Algunos analistas políticos y miembros de comunidades epistémicas postulan erróneamente que la política se puede juridificar. Ni la política se puede juridificar, ni la justicia se puede politizar. Ambos extremos son contraproducentes en un Estado democrático. Ciertamente, en ocasiones, el límite entre la política y lo jurídico no resulta del todo claro, siendo importante generar espacios de deliberación pública, con el propósito de abordar estos escenarios confusos, borrosos y dificilmente claros.

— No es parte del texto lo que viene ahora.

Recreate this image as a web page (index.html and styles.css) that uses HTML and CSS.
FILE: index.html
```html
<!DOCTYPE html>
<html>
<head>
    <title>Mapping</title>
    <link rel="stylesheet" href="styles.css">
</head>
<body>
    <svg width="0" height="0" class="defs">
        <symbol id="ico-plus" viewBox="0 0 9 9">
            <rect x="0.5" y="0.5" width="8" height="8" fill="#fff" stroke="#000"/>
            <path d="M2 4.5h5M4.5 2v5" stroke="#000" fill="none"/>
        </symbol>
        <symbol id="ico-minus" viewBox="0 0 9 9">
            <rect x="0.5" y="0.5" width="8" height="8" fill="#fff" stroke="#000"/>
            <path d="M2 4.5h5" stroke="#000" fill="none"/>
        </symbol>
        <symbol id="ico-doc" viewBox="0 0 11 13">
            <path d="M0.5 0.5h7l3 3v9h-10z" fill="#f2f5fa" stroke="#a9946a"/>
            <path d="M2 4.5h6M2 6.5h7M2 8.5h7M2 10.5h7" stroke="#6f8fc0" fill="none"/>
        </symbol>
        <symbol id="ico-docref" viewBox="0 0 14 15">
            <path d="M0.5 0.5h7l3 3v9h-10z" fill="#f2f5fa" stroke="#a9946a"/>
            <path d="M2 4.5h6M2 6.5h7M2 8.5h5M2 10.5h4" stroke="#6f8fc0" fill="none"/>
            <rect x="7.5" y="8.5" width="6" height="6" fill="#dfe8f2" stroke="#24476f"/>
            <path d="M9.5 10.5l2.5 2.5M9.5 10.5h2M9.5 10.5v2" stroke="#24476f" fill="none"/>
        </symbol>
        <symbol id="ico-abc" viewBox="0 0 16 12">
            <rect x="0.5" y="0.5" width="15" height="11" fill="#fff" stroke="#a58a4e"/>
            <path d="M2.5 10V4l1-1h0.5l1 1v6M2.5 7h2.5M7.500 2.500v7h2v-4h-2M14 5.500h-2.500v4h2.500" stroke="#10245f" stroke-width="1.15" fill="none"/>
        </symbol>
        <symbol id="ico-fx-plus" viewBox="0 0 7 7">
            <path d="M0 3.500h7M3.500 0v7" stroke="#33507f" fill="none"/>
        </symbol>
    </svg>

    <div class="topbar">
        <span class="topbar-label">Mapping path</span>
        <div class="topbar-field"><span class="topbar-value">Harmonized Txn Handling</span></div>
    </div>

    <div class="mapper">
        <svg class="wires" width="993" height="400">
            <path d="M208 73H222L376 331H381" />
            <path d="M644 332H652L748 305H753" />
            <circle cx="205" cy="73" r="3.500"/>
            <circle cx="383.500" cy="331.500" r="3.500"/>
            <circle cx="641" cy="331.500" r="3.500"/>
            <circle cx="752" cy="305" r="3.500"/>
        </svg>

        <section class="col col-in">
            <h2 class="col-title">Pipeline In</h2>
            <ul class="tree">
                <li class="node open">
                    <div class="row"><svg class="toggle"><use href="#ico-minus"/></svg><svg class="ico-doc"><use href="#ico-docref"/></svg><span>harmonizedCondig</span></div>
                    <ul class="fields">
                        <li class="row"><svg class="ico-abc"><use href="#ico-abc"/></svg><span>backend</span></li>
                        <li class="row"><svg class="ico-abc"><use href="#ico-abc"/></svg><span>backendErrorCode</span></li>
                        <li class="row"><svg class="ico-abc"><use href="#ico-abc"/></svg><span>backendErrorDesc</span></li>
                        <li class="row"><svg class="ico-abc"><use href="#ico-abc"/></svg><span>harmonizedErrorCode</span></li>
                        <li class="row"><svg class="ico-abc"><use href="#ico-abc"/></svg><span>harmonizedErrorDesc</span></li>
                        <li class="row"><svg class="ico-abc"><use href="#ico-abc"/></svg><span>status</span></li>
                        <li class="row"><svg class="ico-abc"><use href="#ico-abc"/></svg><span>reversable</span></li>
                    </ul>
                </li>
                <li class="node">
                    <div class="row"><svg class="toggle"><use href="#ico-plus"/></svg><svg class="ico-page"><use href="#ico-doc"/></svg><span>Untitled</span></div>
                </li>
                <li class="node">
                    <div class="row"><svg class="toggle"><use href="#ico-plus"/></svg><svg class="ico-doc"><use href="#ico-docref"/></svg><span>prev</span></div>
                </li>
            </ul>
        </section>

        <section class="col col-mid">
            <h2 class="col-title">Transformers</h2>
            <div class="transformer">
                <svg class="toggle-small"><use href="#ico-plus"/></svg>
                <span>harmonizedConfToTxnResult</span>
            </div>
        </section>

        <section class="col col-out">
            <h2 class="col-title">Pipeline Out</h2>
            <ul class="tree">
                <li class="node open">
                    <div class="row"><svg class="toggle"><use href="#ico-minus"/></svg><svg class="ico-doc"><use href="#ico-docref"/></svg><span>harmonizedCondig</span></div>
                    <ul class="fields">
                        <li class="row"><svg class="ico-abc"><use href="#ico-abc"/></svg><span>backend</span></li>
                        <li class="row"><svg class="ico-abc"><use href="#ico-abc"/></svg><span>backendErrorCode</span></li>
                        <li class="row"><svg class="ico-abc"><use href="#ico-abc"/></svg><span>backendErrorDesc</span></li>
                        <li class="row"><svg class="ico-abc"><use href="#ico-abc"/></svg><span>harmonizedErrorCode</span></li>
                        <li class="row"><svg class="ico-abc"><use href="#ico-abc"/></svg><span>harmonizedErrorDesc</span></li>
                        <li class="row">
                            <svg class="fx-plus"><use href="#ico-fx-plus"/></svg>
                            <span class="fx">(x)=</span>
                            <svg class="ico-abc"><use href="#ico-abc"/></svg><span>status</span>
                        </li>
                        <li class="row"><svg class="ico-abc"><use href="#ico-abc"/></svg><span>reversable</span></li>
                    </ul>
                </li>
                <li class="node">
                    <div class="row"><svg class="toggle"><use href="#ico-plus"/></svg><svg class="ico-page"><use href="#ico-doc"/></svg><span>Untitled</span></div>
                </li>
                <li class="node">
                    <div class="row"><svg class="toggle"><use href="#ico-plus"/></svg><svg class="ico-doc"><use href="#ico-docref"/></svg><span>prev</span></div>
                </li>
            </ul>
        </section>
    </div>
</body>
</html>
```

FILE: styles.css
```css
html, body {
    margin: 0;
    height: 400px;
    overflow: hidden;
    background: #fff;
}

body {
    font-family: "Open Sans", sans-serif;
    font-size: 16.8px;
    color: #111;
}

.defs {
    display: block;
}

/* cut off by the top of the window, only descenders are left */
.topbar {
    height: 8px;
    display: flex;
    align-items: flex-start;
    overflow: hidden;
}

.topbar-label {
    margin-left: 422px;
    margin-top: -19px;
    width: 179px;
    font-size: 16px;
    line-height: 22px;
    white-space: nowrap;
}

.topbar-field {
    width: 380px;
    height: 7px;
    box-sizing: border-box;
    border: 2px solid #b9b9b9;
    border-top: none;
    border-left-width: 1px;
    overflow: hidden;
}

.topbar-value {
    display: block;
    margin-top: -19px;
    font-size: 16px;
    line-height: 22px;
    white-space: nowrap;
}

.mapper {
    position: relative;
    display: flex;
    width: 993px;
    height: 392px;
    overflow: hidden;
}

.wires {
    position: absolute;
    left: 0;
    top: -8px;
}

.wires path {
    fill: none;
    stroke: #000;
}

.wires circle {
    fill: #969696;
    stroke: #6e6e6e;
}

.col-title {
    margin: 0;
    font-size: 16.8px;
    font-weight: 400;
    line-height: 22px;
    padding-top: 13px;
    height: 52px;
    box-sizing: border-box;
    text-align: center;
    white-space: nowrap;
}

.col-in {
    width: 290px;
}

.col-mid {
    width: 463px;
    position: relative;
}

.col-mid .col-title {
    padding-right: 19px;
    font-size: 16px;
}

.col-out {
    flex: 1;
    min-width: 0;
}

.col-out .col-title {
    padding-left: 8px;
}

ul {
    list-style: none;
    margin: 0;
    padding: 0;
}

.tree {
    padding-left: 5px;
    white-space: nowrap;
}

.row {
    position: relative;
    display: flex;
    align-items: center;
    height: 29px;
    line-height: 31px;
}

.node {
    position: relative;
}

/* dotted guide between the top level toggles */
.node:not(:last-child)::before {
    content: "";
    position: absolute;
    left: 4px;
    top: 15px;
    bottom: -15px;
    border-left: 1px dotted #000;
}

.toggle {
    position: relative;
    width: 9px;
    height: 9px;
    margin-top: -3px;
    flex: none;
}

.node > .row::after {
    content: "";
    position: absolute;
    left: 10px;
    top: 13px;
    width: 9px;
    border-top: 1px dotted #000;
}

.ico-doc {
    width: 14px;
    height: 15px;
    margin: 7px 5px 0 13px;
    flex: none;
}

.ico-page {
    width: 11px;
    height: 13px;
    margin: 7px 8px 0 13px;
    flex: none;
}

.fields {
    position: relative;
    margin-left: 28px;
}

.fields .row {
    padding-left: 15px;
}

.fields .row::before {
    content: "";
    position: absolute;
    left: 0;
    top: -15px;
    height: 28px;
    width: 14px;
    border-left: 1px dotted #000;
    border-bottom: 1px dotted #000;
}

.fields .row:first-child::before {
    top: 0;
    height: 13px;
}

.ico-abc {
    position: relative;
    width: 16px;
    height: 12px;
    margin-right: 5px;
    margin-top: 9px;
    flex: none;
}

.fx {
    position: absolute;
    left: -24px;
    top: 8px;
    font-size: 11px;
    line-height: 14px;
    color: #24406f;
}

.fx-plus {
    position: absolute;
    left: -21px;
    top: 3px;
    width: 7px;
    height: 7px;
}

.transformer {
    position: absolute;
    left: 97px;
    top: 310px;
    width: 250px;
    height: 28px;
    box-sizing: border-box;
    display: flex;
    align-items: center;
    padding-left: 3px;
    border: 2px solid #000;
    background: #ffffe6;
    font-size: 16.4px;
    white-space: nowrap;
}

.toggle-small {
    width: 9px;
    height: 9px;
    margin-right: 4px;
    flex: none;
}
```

A la luz de lo expuesto, cabe indicar que el TC también se equivoca y mucho. La elección o destitución de la Mesa Directiva del Congreso; una censura ministerial; un voto de no confianza a un gabinete, el levantamiento de inmunidad, la declaratoria de vacancia de un jefe de Estado, son actos irrevisables por el alto tribunal o por el Poder Judicial. Pero el TC ya lo ha hecho y se ha pronunciado irrazonablemente sobre actos políticos, sin que nadie haya acotado las extralimitaciones en sus atribuciones.

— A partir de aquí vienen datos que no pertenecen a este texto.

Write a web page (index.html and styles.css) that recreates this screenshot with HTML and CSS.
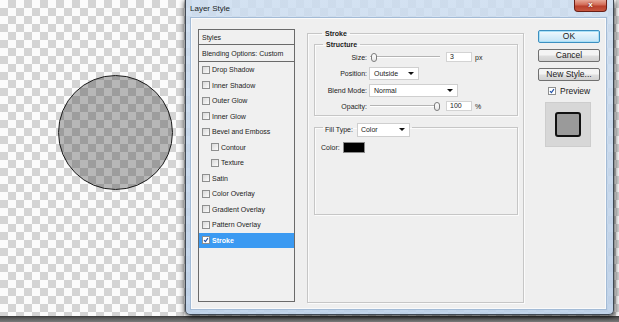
FILE: index.html
```html
<!DOCTYPE html>
<html lang="en">
<head>
  <meta charset="UTF-8">
  <meta name="viewport" content="width=device-width, initial-scale=1.0">
  <title>Layer Style</title>
  <link rel="stylesheet" href="styles.css">
</head>
<body>
  <main class="stage">
    <div class="circle"></div>

    <section class="window">
      <header class="titlebar">
        <span class="title">Layer Style</span>
        <span class="close">x</span>
      </header>

      <div class="client">
        <ul class="style-list">
          <li class="head">Styles</li>
          <li class="head">Blending Options: Custom</li>
          <li><span class="check"></span>Drop Shadow</li>
          <li><span class="check"></span>Inner Shadow</li>
          <li><span class="check"></span>Outer Glow</li>
          <li><span class="check"></span>Inner Glow</li>
          <li><span class="check"></span>Bevel and Emboss</li>
          <li class="sub"><span class="check"></span>Contour</li>
          <li class="sub"><span class="check"></span>Texture</li>
          <li><span class="check"></span>Satin</li>
          <li><span class="check"></span>Color Overlay</li>
          <li><span class="check"></span>Gradient Overlay</li>
          <li><span class="check"></span>Pattern Overlay</li>
          <li class="selected">
            <span class="check checked">
              <svg viewBox="0 0 8 8"><path d="M1.3 4.2 L3.2 6.2 L6.6 1.4" /></svg>
            </span>Stroke
          </li>
        </ul>

        <fieldset class="group stroke">
          <legend>Stroke</legend>

          <fieldset class="group structure">
            <legend>Structure</legend>
            <div class="form">
              <label>Size:</label>
              <div class="row">
                <div class="slider"><span class="thumb"></span></div>
                <span class="field">3</span>
                <span class="unit">px</span>
              </div>

              <label>Position:</label>
              <div class="row">
                <span class="select position">Outside</span>
              </div>

              <label>Blend Mode:</label>
              <div class="row">
                <span class="select blend">Normal</span>
              </div>

              <label>Opacity:</label>
              <div class="row">
                <div class="slider max"><span class="thumb"></span></div>
                <span class="field">100</span>
                <span class="unit">%</span>
              </div>
            </div>
          </fieldset>

          <fieldset class="group fill">
            <legend>
              <span class="legend-label">Fill Type:</span>
              <span class="select filltype">Color</span>
            </legend>
            <div class="color-row">
              <span>Color:</span>
              <span class="swatch"></span>
            </div>
          </fieldset>
        </fieldset>

        <div class="buttons">
          <button class="btn default">OK</button>
          <button class="btn">Cancel</button>
          <button class="btn">New Style...</button>
          <div class="preview-check">
            <span class="check checked">
              <svg viewBox="0 0 8 8"><path d="M1.3 4.2 L3.2 6.2 L6.6 1.4" /></svg>
            </span>Preview
          </div>
          <div class="preview">
            <span class="preview-shape"></span>
          </div>
        </div>
      </div>
    </section>
  </main>
  <div class="edge"></div>
</body>
</html>
```

FILE: styles.css
```css
/* reset */
*,
*::before,
*::after {
  box-sizing: border-box;
}
body {
  margin: 0;
  width: 619px;
  height: 322px;
  overflow: hidden;
  display: flex;
  flex-direction: column;
  font-family: "Liberation Sans", Arial, sans-serif;
  font-size: 7px;
  color: #222;
}
ul {
  margin: 0;
  padding: 0;
  list-style: none;
}

/* canvas */
.stage {
  position: relative;
  flex: 1;
  background-color: #fff;
  background-image: conic-gradient(#d4d4d4 25%, #fbfbfb 0 50%, #d4d4d4 0 75%, #fbfbfb 0);
  background-size: 16px 16px;
}
.circle {
  position: absolute;
  left: 58px;
  top: 75px;
  width: 115px;
  height: 115px;
  border-radius: 50%;
  border: 1.5px solid #1c1c1c;
  background-image: conic-gradient(#9d9d9d 25%, #b7b7b7 0 50%, #9d9d9d 0 75%, #b7b7b7 0);
  background-size: 16px 16px;
  background-position: -59px -76px;
}
.edge {
  height: 6px;
  background: linear-gradient(#3b3b3b, #5a5a5a 40%, #7a7a7a);
}

/* window */
.window {
  position: absolute;
  left: 185px;
  top: 0;
  width: 429px;
  height: 315px;
  display: flex;
  flex-direction: column;
  padding: 0 6px 4px 4px;
  border: 1px solid #3f4853;
  border-top: 0;
  border-radius: 0 0 5px 5px;
  background: linear-gradient(rgba(204, 221, 240, 0.85), rgba(188, 208, 232, 0.9));
  box-shadow: -2px 1px 4px rgba(0, 0, 0, 0.4), 2px 2px 4px rgba(0, 0, 0, 0.5);
}
.titlebar {
  height: 17px;
  display: flex;
  justify-content: space-between;
  align-items: flex-start;
}
.title {
  font-size: 8px;
  line-height: 17px;
  color: #1b1f26;
}
.close {
  width: 33px;
  height: 12px;
  border: 1px solid #6b1f16;
  border-top: 0;
  border-radius: 0 0 4px 4px;
  background: linear-gradient(#e7a796, #d26a55 45%, #b9402c 55%, #c8573f);
  color: #fff;
  font-weight: bold;
  font-size: 8px;
  line-height: 10px;
  text-align: center;
  text-shadow: 0 0 2px #4a0c05;
}
.client {
  flex: 1;
  display: grid;
  grid-template-columns: 97px 217px 62px;
  column-gap: 12px;
  align-items: start;
  padding: 11px 0 0 7px;
  border: 1px solid #a3bbd6;
  background: #efefef;
  box-shadow: inset 0 0 0 1px #fafafa;
}

/* styles list */
.style-list {
  height: 273px;
  border: 1px solid #6a6a6a;
  background: #f0f0f0;
}
.style-list li {
  display: flex;
  align-items: center;
  gap: 2px;
  height: 15.5px;
  padding-left: 3px;
}
.style-list .head {
  height: 15px;
  border-bottom: 1px solid #6a6a6a;
}
.style-list .head + .head {
  height: 17px;
}
.style-list .sub {
  padding-left: 12px;
}
.style-list .selected {
  background: #3b9af2;
  color: #fff;
  font-weight: bold;
}
.check {
  flex: none;
  width: 8px;
  height: 8px;
  border: 1px solid #8e8f8f;
  background: linear-gradient(135deg, #d9d9d9, #fbfbfb);
}
.check svg {
  display: block;
  width: 6px;
  height: 6px;
}
.check path {
  fill: none;
  stroke: #1e4fa6;
  stroke-width: 1.5;
}
.checked {
  background: #fff;
}

/* group boxes */
.group {
  margin: 0;
  padding: 0;
  min-width: 0;
  border: 1px solid #c6c6c6;
  box-shadow: 1px 1px 0 #fbfbfb, inset 1px 1px 0 #fbfbfb;
}
.group > legend {
  margin-left: 8px;
  padding: 0 3px;
  line-height: 9px;
  font-weight: bold;
}
.stroke {
  height: 274px;
  padding: 0 5px 0 6px;
}
.structure {
  margin-top: 2px;
  height: 76px;
}
.fill {
  margin-top: 7px;
  height: 92px;
}
.fill > legend {
  display: flex;
  align-items: flex-start;
  gap: 4px;
  height: 8px;
  margin-left: 8px;
  padding: 0 2px;
  font-weight: normal;
}
.legend-label {
  line-height: 14px;
}
.form {
  display: grid;
  grid-template-columns: 52px auto;
  grid-template-rows: 12px 14px 14px 12px;
  column-gap: 2px;
  row-gap: 3px;
  align-items: center;
  padding-top: 2px;
}
.form label {
  text-align: right;
}
.row {
  display: flex;
  align-items: center;
}
.slider {
  position: relative;
  display: flex;
  align-items: center;
  width: 70px;
  height: 10px;
  margin-left: 1px;
  padding: 0 1px;
}
.slider::before {
  content: "";
  position: absolute;
  left: 0;
  right: 0;
  top: 4px;
  height: 2px;
  border-top: 1px solid #b4b4b4;
  border-bottom: 1px solid #fff;
}
.slider.max {
  justify-content: flex-end;
  padding-right: 0;
}
.thumb {
  position: relative;
  width: 6px;
  height: 9px;
  border: 1px solid #7c7c7c;
  border-radius: 3px;
  background: linear-gradient(#fff, #e6e6e6);
}
.field {
  width: 26px;
  height: 10px;
  margin-left: 6px;
  padding-left: 3px;
  border: 1px solid #d3d3d3;
  background: #fff;
  line-height: 8px;
}
.unit {
  margin-left: 3px;
}
.select {
  position: relative;
  display: block;
  flex: none;
  height: 13px;
  padding-left: 4px;
  border: 1px solid #cfcfcf;
  background: #fff;
  line-height: 11px;
}
.select::after {
  content: "";
  position: absolute;
  right: 4px;
  top: 4px;
  border-left: 3px solid transparent;
  border-right: 3px solid transparent;
  border-top: 3px solid #111;
}
.position {
  width: 50px;
}
.blend {
  width: 89px;
}
.filltype {
  width: 53px;
  height: 14px;
  padding-left: 3px;
  line-height: 12px;
}
.color-row {
  display: flex;
  align-items: center;
  gap: 3px;
  padding: 11px 0 0 6px;
}
.swatch {
  width: 22px;
  height: 11px;
  border: 1px solid #8a8a8a;
  background: #000;
}

/* buttons */
.buttons {
  margin: 1px 0 0 2px;
}
.btn {
  display: block;
  width: 62px;
  height: 13px;
  margin: 0 0 6px;
  padding: 0;
  border: 1px solid #707070;
  border-radius: 2px;
  background: linear-gradient(#f4f4f4 0 45%, #dedede 55%, #d2d2d2);
  font: 8.5px "Liberation Sans", Arial, sans-serif;
  line-height: 11px;
  color: #1a1a1a;
}
.btn.default {
  border-color: #3c8fc0;
  background: linear-gradient(#f1f9fd, #d9eefa 50%, #c4e4f6);
  box-shadow: inset 0 0 0 1px #a9e0f7;
}
.preview-check {
  display: flex;
  align-items: center;
  gap: 4px;
  height: 8px;
  margin: 0 0 7px 10px;
  font-size: 8.5px;
}
.preview {
  display: flex;
  justify-content: center;
  align-items: center;
  width: 46px;
  height: 45px;
  margin-left: 7px;
  border: 1px solid #cdcdcd;
  background: #d7d7d7;
}
.preview-shape {
  width: 26px;
  height: 25px;
  border: 2px solid #111;
  border-radius: 3px;
  background: #9a9a9a;
}
```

Y entonces ¿qué se hace ante un Parlamento arbitrario o antijurídico?, ¿quién controla al Congreso ante la emisión de actos políticos que contravienen la Constitución o la ley?
Al respecto, hay 2 mecanismos: el autocontrol a cargo del propio Congreso, el cual forzado por las movilizaciones y presión popular puede cambiar el sentido de sus decisiones, declarando nulo sus propios actos; y el control ciudadano a través de las ánforas, castigando a los partidos políticos en las siguientes elecciones. En otras experiencias comparadas están, además, la revocatoria parlamentaria y la renovación por tercio o mitades. Por cierto, cuando un acto político afecta derechos fundamentales o libertades públicas, la tendencia moderna apunta a un control jurisdiccional.

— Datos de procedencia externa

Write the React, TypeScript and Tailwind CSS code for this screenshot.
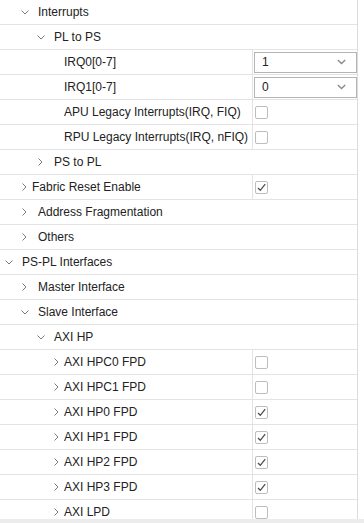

Sobre la demanda competencial interpuesta por el Ejecutivo, personalmente no espero mucho. Pienso que el TC va a ensayar un concepto constitucional de lo que significa el término “incapacidad moral permanente” y establecer en abstracto los parámetros de esta causal de vacancia presidencial. Si el tribunal recurre a una interpretación histórica llegará a la conclusión de que el incapaz moral permanente no es quién miente por vocación, o el que tiene cuentas pendientes con la justicia por delitos comunes o contra la administración pública, o a quien se atribuye una conducta moral reprobable. El incapaz moral permanente es aquél que ha perdido la conciencia o sus facultades mentales de modo irreversible.
Siendo así, dudo que el TC declare nulo la declaratoria de vacancia que permitió la juramentación de Merino, ordenando reponer las cosas al estado anterior a la vulneración de la Constitución Política. Es más, nunca debió admitir la demanda competencial, porque el propósito de este proceso es dirimir un eventual conflicto de competencias entre dos entidades que se asumen competentes para ejercer una o más funciones. En suma, el conflicto se produce cuando alguno de los poderes o entidades estatales adopta decisiones o rehúye deliberadamente actuaciones, afectando competencias o atribuciones que la Constitución y las leyes orgánicas confieren a otro.
Como colofón diría que en esta crisis política y de permanente enfrentamiento entre dos poderes del Estado, el Tribunal Constitucional no tiene responsabilidad funcional. Sin embargo, es necesario que el Congreso se abstenga de elegir a los nuevos magistrados, pues la incompetencia del comité de selección puede conducirnos o a elegir magistrados también incompetentes, o a designar jueces constitucionales a la medida, habida cuenta del prontuariado que decenas de congresistas tienen con la justicia y que pueden rehuir de ella, por ahora, merced a la inmunidad parlamentaria que ostentan.